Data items
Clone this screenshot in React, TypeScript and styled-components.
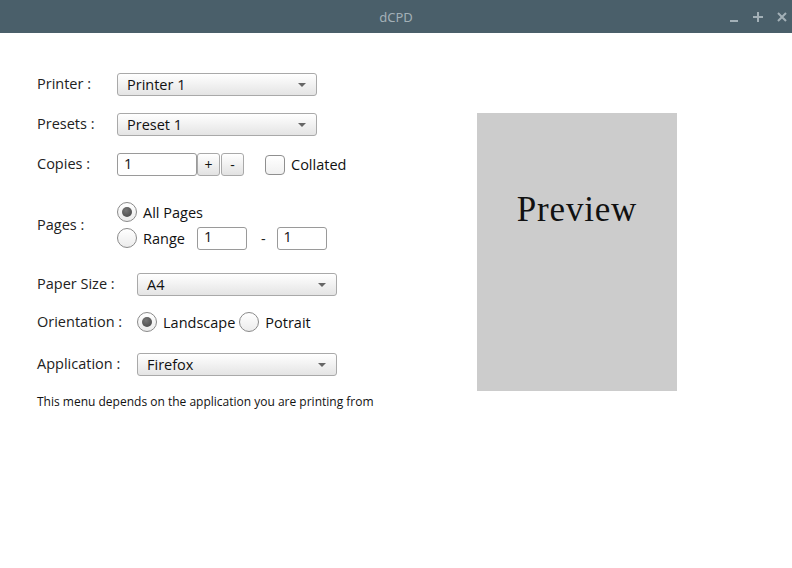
import React, { useState } from "react";
import styled, { createGlobalStyle } from "styled-components";

const GlobalStyle = createGlobalStyle`
    html, body {
        margin: 0;
        padding: 0;
        background: #ffffff;
    }
    body {
        font-family: "Open Sans", "Noto Sans", sans-serif;
        color: #222;
    }
`;

const Window = styled.div`
    width: 792px;
    height: 568px;
    display: flex;
    flex-direction: column;
    background: #ffffff;
    overflow: hidden;
`;

const TitleBar = styled.div`
    height: 33px;
    flex-shrink: 0;
    background: #4a5f6a;
    display: flex;
    align-items: center;
    justify-content: center;
    position: relative;
`;

const TitleText = styled.span`
    color: #a3b0b7;
    font-size: 13px;
    font-family: "Noto Sans", "Open Sans", sans-serif;
`;

const WindowControls = styled.div`
    position: absolute;
    right: 3px;
    top: 0;
    height: 33px;
    display: flex;
    align-items: center;
    gap: 10px;
`;

const ControlButton = styled.span`
    width: 14px;
    height: 14px;
    display: flex;
    align-items: center;
    justify-content: center;
`;

const Body = styled.div`
    flex: 1;
    display: flex;
    padding: 40px 0 0 37px;
`;

const Form = styled.div`
    width: 440px;
    display: flex;
    flex-direction: column;
`;

const Row = styled.div<{ $top: number }>`
    display: flex;
    align-items: center;
    margin-top: ${(p) => p.$top}px;
`;

const Label = styled.label<{ $width: number }>`
    width: ${(p) => p.$width}px;
    flex-shrink: 0;
    font-size: 14.5px;
    color: #222;
    margin-top: -2px;
`;

const Select = styled.div<{ $width?: number }>`
    width: ${(p) => p.$width ?? 200}px;
    height: 23px;
    box-sizing: border-box;
    border: 1px solid #a9a9a9;
    border-radius: 3px;
    background: linear-gradient(#ffffff, #e4e4e4);
    display: flex;
    align-items: center;
    justify-content: space-between;
    padding: 0 10px 0 9px;
    font-size: 14.5px;
    color: #111;
`;

const Caret = styled.span`
    width: 0;
    height: 0;
    border-left: 4px solid transparent;
    border-right: 4px solid transparent;
    border-top: 4px solid #666;
    margin-top: 1px;
`;

const TextInput = styled.input<{ $width: number }>`
    width: ${(p) => p.$width}px;
    height: 23px;
    box-sizing: border-box;
    border: 1px solid #9a9a9a;
    border-radius: 3px;
    padding: 0 6px 3px;
    font-family: "Open Sans", "Noto Sans", sans-serif;
    font-size: 14.5px;
    color: #111;
    background: #fff;
    outline: none;
    margin: 0;
`;

const StepButton = styled.button`
    width: 23px;
    height: 23px;
    box-sizing: border-box;
    border: 1px solid #a9a9a9;
    border-radius: 3px;
    background: linear-gradient(#ffffff, #e2e2e2);
    font-family: "Open Sans", "Noto Sans", sans-serif;
    font-size: 14px;
    color: #111;
    padding: 0;
    margin: 0 0 0 1px;
    display: flex;
    align-items: center;
    justify-content: center;
`;

const Checkbox = styled.span`
    width: 20px;
    height: 20px;
    box-sizing: border-box;
    border: 1px solid #8f8f8f;
    border-radius: 4px;
    background: linear-gradient(#ffffff, #f0f0f0);
    margin-left: 21px;
`;

const OptionText = styled.span<{ $gap?: number }>`
    font-size: 14.5px;
    color: #111;
    margin-left: ${(p) => p.$gap ?? 6}px;
`;

const Radio = styled.span<{ $checked?: boolean; $gap?: number }>`
    width: 20px;
    height: 20px;
    box-sizing: border-box;
    border: 1px solid #8a8a8a;
    border-radius: 50%;
    background: linear-gradient(#ffffff, #ececec);
    display: flex;
    align-items: center;
    justify-content: center;
    flex-shrink: 0;
    margin-left: ${(p) => p.$gap ?? 0}px;
    &::after {
        content: "";
        display: ${(p) => (p.$checked ? "block" : "none")};
        width: 10px;
        height: 10px;
        border-radius: 50%;
        background: radial-gradient(circle at 40% 35%, #777, #444);
    }
`;

const RadioGroup = styled.div`
    display: flex;
    flex-direction: column;
    gap: 6px;
`;

const RadioLine = styled.div`
    display: flex;
    align-items: center;
    height: 20px;
`;

const RangeInputs = styled.div`
    display: flex;
    align-items: center;
    margin-left: 12px;
`;

const Dash = styled.span`
    font-size: 14.5px;
    margin: 0 11px 0 14px;
`;

const Note = styled.p`
    margin: 17px 0 0;
    font-size: 12px;
    color: #111;
`;

const PreviewBox = styled.div`
    width: 200px;
    height: 278px;
    margin-top: 40px;
    background: #cccccc;
    display: flex;
    justify-content: center;
`;

const PreviewText = styled.span`
    font-family: "Liberation Serif", "Times New Roman", serif;
    font-size: 35px;
    letter-spacing: 0.8px;
    color: #111;
    margin-top: 79px;
    line-height: 1;
`;

export default function App() {
    const [copies, setCopies] = useState(1);

    return (
        <Window>
            <GlobalStyle />
            <TitleBar>
                <TitleText>dCPD</TitleText>
                <WindowControls>
                    <ControlButton>
                        <svg width="10" height="14" viewBox="0 0 10 14">
                            <rect x="1" y="10" width="8" height="2" fill="#a3b0b7" />
                        </svg>
                    </ControlButton>
                    <ControlButton>
                        <svg width="10" height="10" viewBox="0 0 10 10">
                            <rect x="0" y="4" width="10" height="2" fill="#a3b0b7" />
                            <rect x="4" y="0" width="2" height="10" fill="#a3b0b7" />
                        </svg>
                    </ControlButton>
                    <ControlButton>
                        <svg width="10" height="10" viewBox="0 0 10 10">
                            <path d="M1 1 L9 9 M9 1 L1 9" stroke="#a3b0b7" strokeWidth="2" />
                        </svg>
                    </ControlButton>
                </WindowControls>
            </TitleBar>
            <Body>
                <Form>
                    <Row $top={0}>
                        <Label $width={80}>Printer :</Label>
                        <Select>
                            Printer 1
                            <Caret />
                        </Select>
                    </Row>
                    <Row $top={17}>
                        <Label $width={80}>Presets :</Label>
                        <Select>
                            Preset 1
                            <Caret />
                        </Select>
                    </Row>
                    <Row $top={17}>
                        <Label $width={80}>Copies :</Label>
                        <TextInput
                            $width={80}
                            value={copies}
                            onChange={(e) => setCopies(Number(e.target.value) || 1)}
                        />
                        <StepButton style={{ marginLeft: 0 }} onClick={() => setCopies(copies + 1)}>
                            +
                        </StepButton>
                        <StepButton onClick={() => setCopies(Math.max(1, copies - 1))}>-</StepButton>
                        <Checkbox />
                        <OptionText>Collated</OptionText>
                    </Row>
                    <Row $top={26}>
                        <Label $width={80}>Pages :</Label>
                        <RadioGroup>
                            <RadioLine>
                                <Radio $checked />
                                <OptionText>All Pages</OptionText>
                            </RadioLine>
                            <RadioLine>
                                <Radio />
                                <OptionText>Range</OptionText>
                                <RangeInputs>
                                    <TextInput $width={50} defaultValue="1" />
                                    <Dash>-</Dash>
                                    <TextInput $width={50} defaultValue="1" />
                                </RangeInputs>
                            </RadioLine>
                        </RadioGroup>
                    </Row>
                    <Row $top={25}>
                        <Label $width={100}>Paper Size :</Label>
                        <Select>
                            A4
                            <Caret />
                        </Select>
                    </Row>
                    <Row $top={16}>
                        <Label $width={100}>Orientation :</Label>
                        <Radio $checked />
                        <OptionText>Landscape</OptionText>
                        <Radio $gap={4} />
                        <OptionText>Potrait</OptionText>
                    </Row>
                    <Row $top={21}>
                        <Label $width={100}>Application :</Label>
                        <Select>
                            Firefox
                            <Caret />
                        </Select>
                    </Row>
                    <Note>This menu depends on the application you are printing from</Note>
                </Form>
                <PreviewBox>
                    <PreviewText>Preview</PreviewText>
                </PreviewBox>
            </Body>
        </Window>
    );
}
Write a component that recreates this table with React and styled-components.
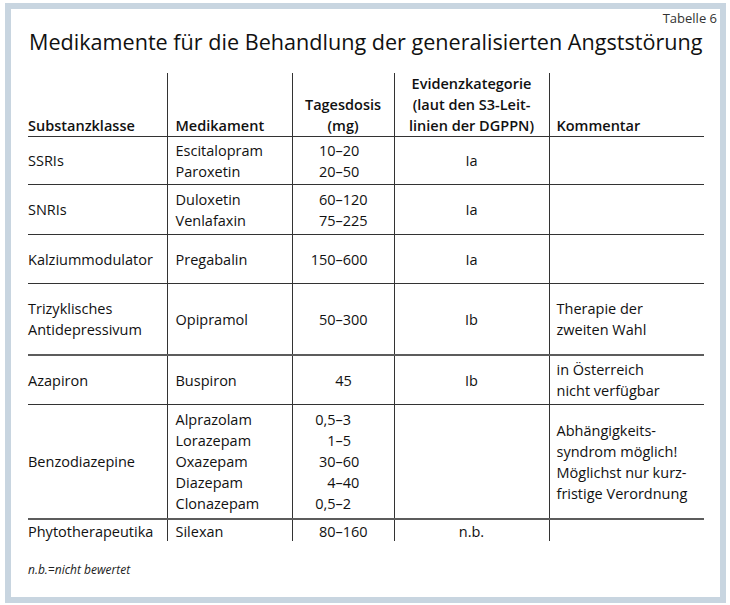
import React from "react"
import styled, { createGlobalStyle } from "styled-components"

const GlobalStyle = createGlobalStyle`
    html, body {
        margin: 0;
        padding: 0;
        background: #fff;
    }
    body {
        font-family: "Open Sans", "Noto Sans", sans-serif;
        color: #111;
    }
`

const Frame = styled.div`
    box-sizing: border-box;
    width: 721px;
    height: 600px;
    margin: 3px 4px 2px 5px;
    border: 6px solid #c8d5e0;
    padding: 1px 3px 0 17px;
    display: flex;
    flex-direction: column;
`

const Caption = styled.div`
    align-self: flex-end;
    font-size: 13px;
    line-height: 16px;
    color: #333;
`

const Title = styled.h1`
    margin: 5px 0 0 1px;
    font-size: 21.6px;
    line-height: 22px;
    font-weight: 400;
    color: #111;
`

const Table = styled.table`
    margin-top: 20px;
    width: 676px;
    border-collapse: collapse;
    table-layout: fixed;
    font-size: 14.5px;
`

const Col = styled.col`
    width: ${p => p.w}px;
`

const Th = styled.th`
    box-sizing: border-box;
    height: 63px;
    padding: 0 0 0 ${p => p.pad || 0}px;
    vertical-align: bottom;
    text-align: ${p => p.center ? "center" : "left"};
    font-weight: 600;
    line-height: 21px;
    border-left: ${p => p.first ? "none" : "1px solid #333"};
`

const Row = styled.tr`
    border-top: ${p => p.thick ? "2px solid #5c5c5c" : "1px solid #333"};
`

const Td = styled.td`
    height: ${p => p.h}px;
    padding: ${p => p.top ? "3px" : "0"} 0 0 ${p => p.pad || 0}px;
    vertical-align: ${p => p.top ? "top" : "middle"};
    text-align: ${p => p.center ? "center" : "left"};
    line-height: ${p => p.top ? 18 : 21}px;
    border-left: ${p => p.first ? "none" : "1px solid #333"};
`

const Line = styled.div`
    white-space: nowrap;
    text-align: ${p => p.center ? "center" : "inherit"};
`

const DoseLine = styled.div`
    display: grid;
    grid-template-columns: 42px auto 1fr;
    white-space: nowrap;
`

const Low = styled.span`
    text-align: right;
`

const Footnote = styled.div`
    margin-top: 21px;
    font-size: 12px;
    line-height: 16px;
    font-style: italic;
    color: #222;
`

const rows = [
    { cls: ["SSRIs"], meds: ["Escitalopram", "Paroxetin"], dose: [["10", "20"], ["20", "50"]], ev: "Ia", com: [], h: 47 },
    { cls: ["SNRIs"], meds: ["Duloxetin", "Venlafaxin"], dose: [["60", "120"], ["75", "225"]], ev: "Ia", com: [], h: 49 },
    { cls: ["Kalziummodulator"], meds: ["Pregabalin"], dose: [["150", "600"]], ev: "Ia", com: [], h: 48 },
    { cls: ["Trizyklisches", "Antidepressivum"], meds: ["Opipramol"], dose: [["50", "300"]], ev: "Ib", com: ["Therapie der", "zweiten Wahl"], h: 70 },
    { cls: ["Azapiron"], meds: ["Buspiron"], dose: "45", ev: "Ib", com: ["in Österreich", "nicht verfügbar"], h: 48, thick: true },
    {
        cls: ["Benzodiazepine"],
        meds: ["Alprazolam", "Lorazepam", "Oxazepam", "Diazepam", "Clonazepam"],
        dose: [["0,5", "3"], ["1", "5"], ["30", "60"], ["4", "40"], ["0,5", "2"]],
        ev: "",
        com: ["Abhängigkeits-", "syndrom möglich!", "Möglichst nur kurz-", "fristige Verordnung"],
        h: 113
    },
    { cls: ["Phytotherapeutika"], meds: ["Silexan"], dose: [["80", "160"]], ev: "n.b.", com: [], h: 18, thick: true, top: true },
]

const Lines = ({ items }) => items.map(t => <Line key={t}>{t}</Line>)

const Dose = ({ dose }) =>
    typeof dose === "string"
        ? <Line center>{dose}</Line>
        : dose.map(([lo, hi], i) =>
            <DoseLine key={i}>
                <Low>{lo}</Low>
                <span>–</span>
                <span>{hi}</span>
            </DoseLine>
        )

const App = () =>
    <>
        <GlobalStyle />
        <Frame>
            <Caption>Tabelle 6</Caption>
            <Title>Medikamente für die Behandlung der generalisierten Angststörung</Title>
            <Table>
                <colgroup>
                    <Col w={139} />
                    <Col w={125} />
                    <Col w={102} />
                    <Col w={155} />
                    <Col w={155} />
                </colgroup>
                <thead>
                    <tr>
                        <Th first>Substanzklasse</Th>
                        <Th pad={8}>Medikament</Th>
                        <Th center>Tagesdosis<br />(mg)</Th>
                        <Th center>Evidenzkategorie<br />(laut den S3-Leit-<br />linien der DGPPN)</Th>
                        <Th pad={7}>Kommentar</Th>
                    </tr>
                </thead>
                <tbody>
                    {rows.map(r =>
                        <Row key={r.cls[0]} thick={r.thick}>
                            <Td first h={r.h} top={r.top}><Lines items={r.cls} /></Td>
                            <Td pad={8} h={r.h} top={r.top}><Lines items={r.meds} /></Td>
                            <Td pad={1} h={r.h} top={r.top}><Dose dose={r.dose} /></Td>
                            <Td center h={r.h} top={r.top}>{r.ev}</Td>
                            <Td pad={7} h={r.h} top={r.top}><Lines items={r.com} /></Td>
                        </Row>
                    )}
                </tbody>
            </Table>
            <Footnote>n.b.=nicht bewertet</Footnote>
        </Frame>
    </>

export default App
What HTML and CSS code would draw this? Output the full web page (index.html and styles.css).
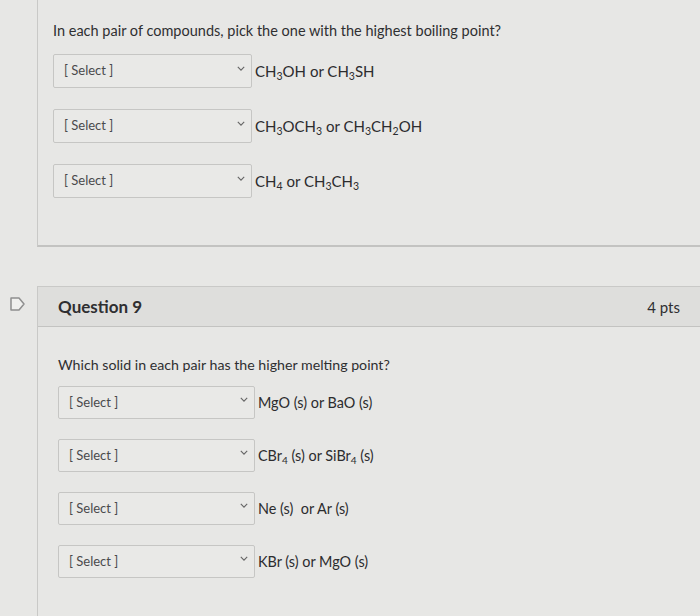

▶ [SHORT EXERCISE]
Using the records above, select and copy every line that has the word "components".

▶ [THE ANSWER]
Clone this screenshot in React, TypeScript and styled-components.
import styled, { createGlobalStyle } from "styled-components";
Write a component that recreates this table with React and styled-components.
import styled, { createGlobalStyle } from "styled-components"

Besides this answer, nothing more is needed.